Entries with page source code

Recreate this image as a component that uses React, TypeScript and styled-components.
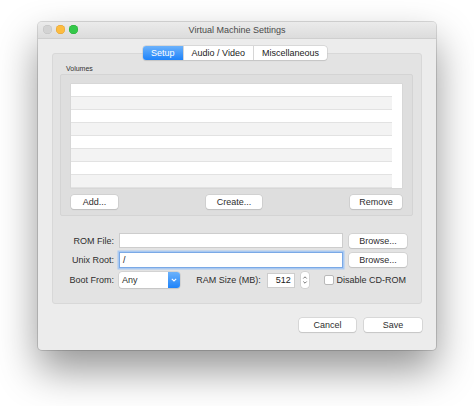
import React from 'react';
import styled, { createGlobalStyle } from 'styled-components';

const GlobalStyle = createGlobalStyle`
  html, body {
    margin: 0;
    padding: 0;
    background: #ffffff;
  }
  body {
    font-family: 'Liberation Sans', Arial, sans-serif;
    font-size: 9px;
    color: #2e2e2e;
  }
`;

const Page = styled.div`
  width: 474px;
  height: 406px;
  padding: 22px 0 0 38px;
  box-sizing: border-box;
`;

const Window = styled.div`
  width: 398px;
  height: 328px;
  background: #ececec;
  border-radius: 4px;
  box-shadow: 0 20px 40px rgba(0, 0, 0, 0.42), 0 0 0 1px rgba(0, 0, 0, 0.14);
  display: flex;
  flex-direction: column;
  overflow: hidden;
`;

const TitleBar = styled.div`
  height: 15px;
  padding-bottom: 1px;
  position: relative;
  display: flex;
  align-items: center;
  justify-content: center;
  background: linear-gradient(#ebebeb, #dcdcdc);
  border-bottom: 1px solid #cfcfcf;
  color: #4a4a4a;
  font-size: 9px;
`;

const Lights = styled.div`
  position: absolute;
  left: 5px;
  top: 3px;
  display: flex;
  gap: 4px;
`;

const Light = styled.span<{ $c: string; $b: string }>`
  width: 9px;
  height: 9px;
  border-radius: 50%;
  background: ${(p) => p.$c};
  box-shadow: inset 0 0 0 0.5px ${(p) => p.$b};
`;

const Body = styled.div`
  flex: 1;
  display: flex;
  flex-direction: column;
  padding: 7px 14px 18px;
`;

const TabStrip = styled.div`
  display: flex;
  align-self: center;
  margin-left: -4px;
  position: relative;
  z-index: 1;
  border-radius: 3px;
  background: #fff;
  box-shadow: 0 0 0 0.5px #c4c4c4, 0 1px 1px rgba(0, 0, 0, 0.12);
`;

const Tab = styled.div<{ $active?: boolean }>`
  height: 14px;
  padding: 0 8px;
  display: flex;
  align-items: center;
  font-size: 9px;
  color: ${(p) => (p.$active ? '#fff' : '#222')};
  background: ${(p) => (p.$active ? 'linear-gradient(#6cb2fb, #1e83fa)' : 'transparent')};
  border-radius: ${(p) => (p.$active ? '3px 0 0 3px' : '0')};
  & + & {
    border-left: 1px solid #d6d6d6;
  }
`;

const TabBox = styled.div`
  margin-top: -7px;
  height: 251px;
  box-sizing: border-box;
  background: #e3e3e3;
  border: 1px solid #d8d8d8;
  border-radius: 3px;
  padding: 10px 7px 0;
  display: flex;
  flex-direction: column;
`;

const GroupTitle = styled.div`
  font-size: 7px;
  color: #333;
  margin-left: 6px;
  height: 10px;
  line-height: 10px;
`;

const Group = styled.div`
  width: 353px;
  background: #dedede;
  border: 1px solid #d4d4d4;
  border-radius: 2px;
  padding: 9px 10px 6px;
  box-sizing: border-box;
  display: flex;
  flex-direction: column;
  gap: 7px;
`;

const Table = styled.div`
  height: 104px;
  background: #fff;
  display: flex;
  box-shadow: 0 0 0 0.5px #cfcfcf;
`;

const Rows = styled.div`
  flex: 1;
  display: flex;
  flex-direction: column;
`;

const Row = styled.div<{ $odd: boolean }>`
  height: 13px;
  box-sizing: border-box;
  background: ${(p) => (p.$odd ? '#f3f3f3' : '#ffffff')};
  border-bottom: 1px solid #e2e2e2;
`;

const Scroller = styled.div`
  width: 10px;
  background: #fff;
`;

const ButtonRow = styled.div`
  display: flex;
  justify-content: space-between;
`;

const Button = styled.button<{ $w: number }>`
  width: ${(p) => p.$w}px;
  height: 14px;
  padding: 0;
  font-family: 'Liberation Sans', Arial, sans-serif;
  font-size: 9px;
  color: #2e2e2e;
  background: #fff;
  border: none;
  border-radius: 3px;
  box-shadow: 0 0 0 0.5px #c3c3c3, 0 1px 1px rgba(0, 0, 0, 0.15);
`;

const Form = styled.div`
  margin-top: 17px;
  display: grid;
  grid-template-columns: 54px 224px 58px;
  column-gap: 5px;
  row-gap: 4px;
  align-items: center;
`;

const Label = styled.div`
  text-align: right;
  white-space: nowrap;
  font-size: 9px;
  color: #2e2e2e;
`;

const Field = styled.div<{ $focus?: boolean; $right?: boolean }>`
  height: ${(p) => (p.$focus ? 16 : 15)}px;
  box-sizing: border-box;
  background: #fff;
  border: 1px solid ${(p) => (p.$focus ? '#7aa9e6' : '#cdcdcd')};
  box-shadow: ${(p) => (p.$focus ? '0 0 0 1.5px #a9c9f2' : 'none')};
  padding: 0 3px;
  display: flex;
  align-items: center;
  justify-content: ${(p) => (p.$right ? 'flex-end' : 'flex-start')};
  font-size: 9px;
  color: #222;
`;

const BrowseButton = styled(Button)`
  margin-left: 1px;
`;

const Controls = styled.div`
  grid-column: 2 / 4;
  display: flex;
  align-items: center;
`;

const Popup = styled.div`
  width: 62px;
  height: 16px;
  box-sizing: border-box;
  display: flex;
  background: #fff;
  border-radius: 3px;
  box-shadow: 0 0 0 0.5px #c3c3c3, 0 1px 1px rgba(0, 0, 0, 0.12);
  overflow: hidden;
`;

const PopupText = styled.div`
  flex: 1;
  display: flex;
  align-items: center;
  padding-left: 3px;
  font-size: 9px;
`;

const PopupArrow = styled.div`
  width: 12px;
  display: flex;
  align-items: center;
  justify-content: center;
  background: linear-gradient(#6cb2fb, #1e83fa);
`;

const RamLabel = styled(Label)`
  margin-left: 16px;
`;

const RamField = styled(Field)`
  width: 28px;
  margin-left: 6px;
`;

const Stepper = styled.div`
  width: 8px;
  height: 16px;
  margin-left: 6px;
  border-radius: 3px;
  background: #fff;
  box-shadow: 0 0 0 0.5px #c3c3c3;
  display: flex;
  align-items: center;
  justify-content: center;
`;

const Check = styled.div`
  width: 10px;
  height: 10px;
  box-sizing: border-box;
  margin-left: 15px;
  background: #fff;
  border: 1px solid #b9b9b9;
  border-radius: 2px;
`;

const CheckLabel = styled.div`
  margin-left: 3px;
  font-size: 9px;
  white-space: nowrap;
`;

const Footer = styled.div`
  margin-top: auto;
  display: flex;
  justify-content: flex-end;
  gap: 8px;
`;

export default function App() {
  return (
    <Page>
      <GlobalStyle />
      <Window>
        <TitleBar>
          <Lights>
            <Light $c="#d3d3d3" $b="#c0c0c0" />
            <Light $c="#fdbc40" $b="#de9f34" />
            <Light $c="#34c84a" $b="#27aa35" />
          </Lights>
          Virtual Machine Settings
        </TitleBar>
        <Body>
          <TabStrip>
            <Tab $active>Setup</Tab>
            <Tab>Audio / Video</Tab>
            <Tab>Miscellaneous</Tab>
          </TabStrip>
          <TabBox>
            <GroupTitle>Volumes</GroupTitle>
            <Group>
              <Table>
                <Rows>
                  {Array.from({ length: 8 }).map((_, i) => (
                    <Row key={i} $odd={i % 2 === 1} />
                  ))}
                </Rows>
                <Scroller />
              </Table>
              <ButtonRow>
                <Button $w={47}>Add...</Button>
                <Button $w={56}>Create...</Button>
                <Button $w={52}>Remove</Button>
              </ButtonRow>
            </Group>
            <Form>
              <Label>ROM File:</Label>
              <Field />
              <BrowseButton $w={58}>Browse...</BrowseButton>
              <Label>Unix Root:</Label>
              <Field $focus>/</Field>
              <BrowseButton $w={58}>Browse...</BrowseButton>
              <Label>Boot From:</Label>
              <Controls>
                <Popup>
                  <PopupText>Any</PopupText>
                  <PopupArrow>
                    <svg width="6" height="4" viewBox="0 0 6 4">
                      <path d="M0.8 0.8 L3 3 L5.2 0.8" fill="none" stroke="#fff" strokeWidth="1.1" />
                    </svg>
                  </PopupArrow>
                </Popup>
                <RamLabel>RAM Size (MB):</RamLabel>
                <RamField $right>512</RamField>
                <Stepper>
                  <svg width="6" height="12" viewBox="0 0 6 12">
                    <path d="M1.3 4.5 L3 2.8 L4.7 4.5" fill="none" stroke="#666" strokeWidth="0.9" />
                    <path d="M1.3 7.5 L3 9.2 L4.7 7.5" fill="none" stroke="#666" strokeWidth="0.9" />
                  </svg>
                </Stepper>
                <Check />
                <CheckLabel>Disable CD-ROM</CheckLabel>
              </Controls>
            </Form>
          </TabBox>
          <Footer>
            <Button $w={57}>Cancel</Button>
            <Button $w={58}>Save</Button>
          </Footer>
        </Body>
      </Window>
    </Page>
  );
}
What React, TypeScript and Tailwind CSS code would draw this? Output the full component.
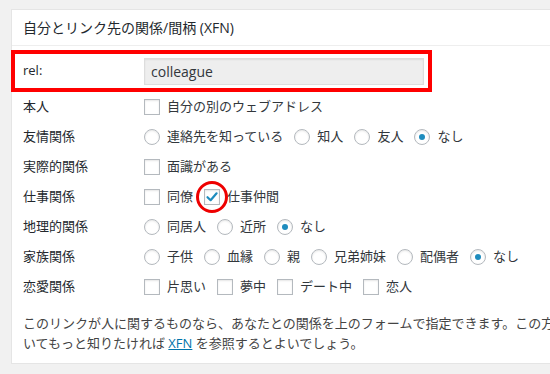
import React from "react";

const font = { fontFamily: '"Open Sans", "Noto Sans CJK JP", sans-serif' };

function Box({ checked = false, circle = false }: { checked?: boolean; circle?: boolean }) {
  return (
    <span className="relative inline-flex w-4 h-4 shrink-0 items-center justify-center border border-[#b4b9be] bg-white shadow-[inset_0_1px_2px_rgba(0,0,0,0.1)]">
      {checked && (
        <svg width="14" height="14" viewBox="0 0 14 14">
          <path d="M2.5 7.2 L5.6 10.2 L11.6 3.3" fill="none" stroke="#1e8cbe" strokeWidth="2.2" strokeLinecap="round" strokeLinejoin="round" />
        </svg>
      )}
      {circle && (
        <span className="absolute left-[-9px] top-[-9px] w-[32px] h-[32px] rounded-full border-[3px] border-[#ee0000]" />
      )}
    </span>
  );
}

function Radio({ checked = false }: { checked?: boolean }) {
  return (
    <span className="inline-flex w-4 h-4 shrink-0 items-center justify-center rounded-full border border-[#b4b9be] bg-white shadow-[inset_0_1px_2px_rgba(0,0,0,0.1)]">
      {checked && <span className="w-[6px] h-[6px] rounded-full bg-[#1e8cbe]" />}
    </span>
  );
}

type Item = { t: string; type: "c" | "r"; checked?: boolean; circle?: boolean };

function Row({ label, items }: { label: string; items: Item[] }) {
  return (
    <div className="flex h-[30px] items-center">
      <div className="w-[121px] shrink-0 text-[13px] text-[#23282d]">{label}</div>
      <div className="flex items-center gap-[11px] text-[13px] text-[#32373c] whitespace-nowrap">
        {items.map((it, i) => (
          <div key={i} className="flex items-center gap-[7px]">
            {it.type === "c" ? <Box checked={it.checked} circle={it.circle} /> : <Radio checked={it.checked} />}
            <span>{it.t}</span>
          </div>
        ))}
      </div>
    </div>
  );
}

export default function App() {
  return (
    <div className="w-[550px] h-[374px] overflow-hidden bg-[#f1f1f1]" style={font}>
      <div className="ml-[11px] mt-[9px] w-[620px] border border-[#e5e5e5] bg-white">
        <div className="h-[36px] flex items-center px-[11px] border-b border-[#eeeeee] text-[14px] text-[#23282d]">
          自分とリンク先の関係/間柄 (XFN)
        </div>
        <div className="px-[11px] pt-[8px] pb-[10px]">
          <div className="relative flex h-[34px] items-center">
            <span className="absolute left-[-12px] top-[-4px] w-[421px] h-[42px] border-4 border-[#ff0000]" />
            <div className="w-[121px] shrink-0 text-[13px] text-[#23282d]">rel:</div>
            <div className="w-[280px] h-[27px] flex items-center border border-[#dddddd] bg-[#eeeeee] px-[6px] text-[14px] text-[#32373c] shadow-[inset_0_1px_2px_rgba(0,0,0,0.07)]">
              colleague
            </div>
          </div>
          <div className="mt-[4px]">
            <Row label="本人" items={[{ t: "自分の別のウェブアドレス", type: "c" }]} />
            <Row
              label="友情関係"
              items={[
                { t: "連絡先を知っている", type: "r" },
                { t: "知人", type: "r" },
                { t: "友人", type: "r" },
                { t: "なし", type: "r", checked: true },
              ]}
            />
            <Row label="実際的関係" items={[{ t: "面識がある", type: "c" }]} />
            <Row
              label="仕事関係"
              items={[
                { t: "同僚", type: "c" },
                { t: "仕事仲間", type: "c", checked: true, circle: true },
              ]}
            />
            <Row
              label="地理的関係"
              items={[
                { t: "同居人", type: "r" },
                { t: "近所", type: "r" },
                { t: "なし", type: "r", checked: true },
              ]}
            />
            <Row
              label="家族関係"
              items={[
                { t: "子供", type: "r" },
                { t: "血縁", type: "r" },
                { t: "親", type: "r" },
                { t: "兄弟姉妹", type: "r" },
                { t: "配偶者", type: "r" },
                { t: "なし", type: "r", checked: true },
              ]}
            />
            <Row
              label="恋愛関係"
              items={[
                { t: "片思い", type: "c" },
                { t: "夢中", type: "c" },
                { t: "デート中", type: "c" },
                { t: "恋人", type: "c" },
              ]}
            />
          </div>
          <p className="mt-[11px] text-[13px] leading-[20px] text-[#444444] whitespace-nowrap">
            このリンクが人に関するものなら、あなたとの関係を上のフォームで指定できます。この方々につ
            <br />
            いてもっと知りたければ{" "}
            <span className="text-[#0073aa] underline">XFN</span> を参照するとよいでしょう。
          </p>
        </div>
      </div>
    </div>
  );
}
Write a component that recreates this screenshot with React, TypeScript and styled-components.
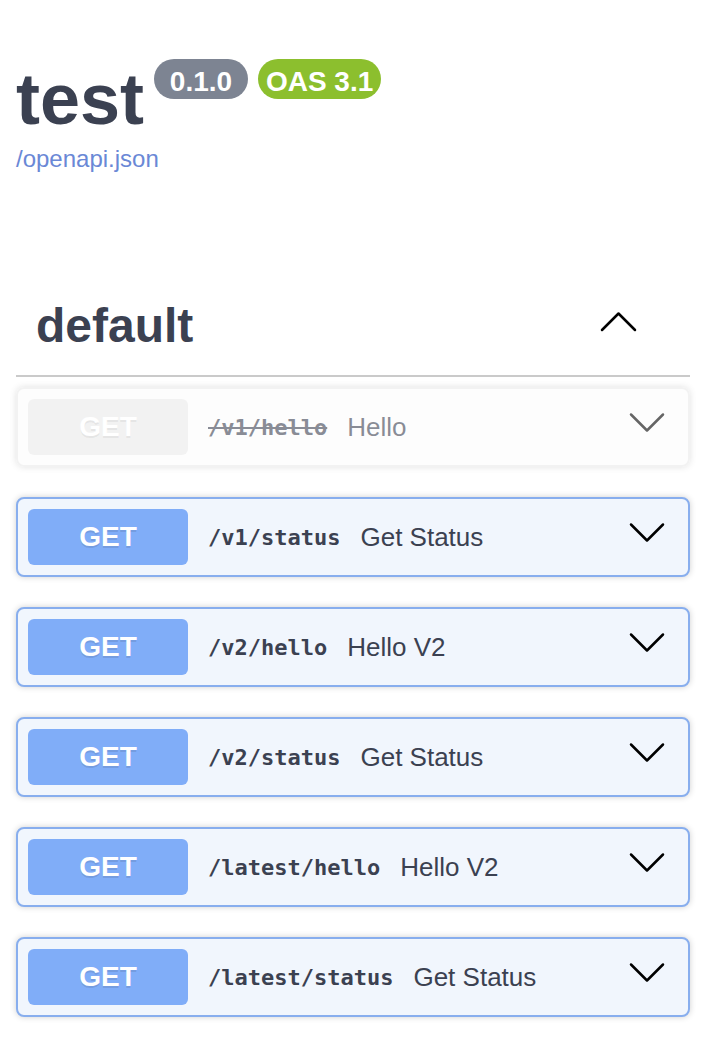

# Written problem:
Look for the word "full" in every line of the listing and copy the lines that have it.

# Output of the exercise:
What React, TypeScript and Tailwind CSS code would draw this? Output the full component.
        <span className="absolute left-[-9px] top-[-9px] w-[32px] h-[32px] rounded-full border-[3px] border-[#ee0000]" />
    <span className="inline-flex w-4 h-4 shrink-0 items-center justify-center rounded-full border border-[#b4b9be] bg-white shadow-[inset_0_1px_2px_rgba(0,0,0,0.1)]">
      {checked && <span className="w-[6px] h-[6px] rounded-full bg-[#1e8cbe]" />}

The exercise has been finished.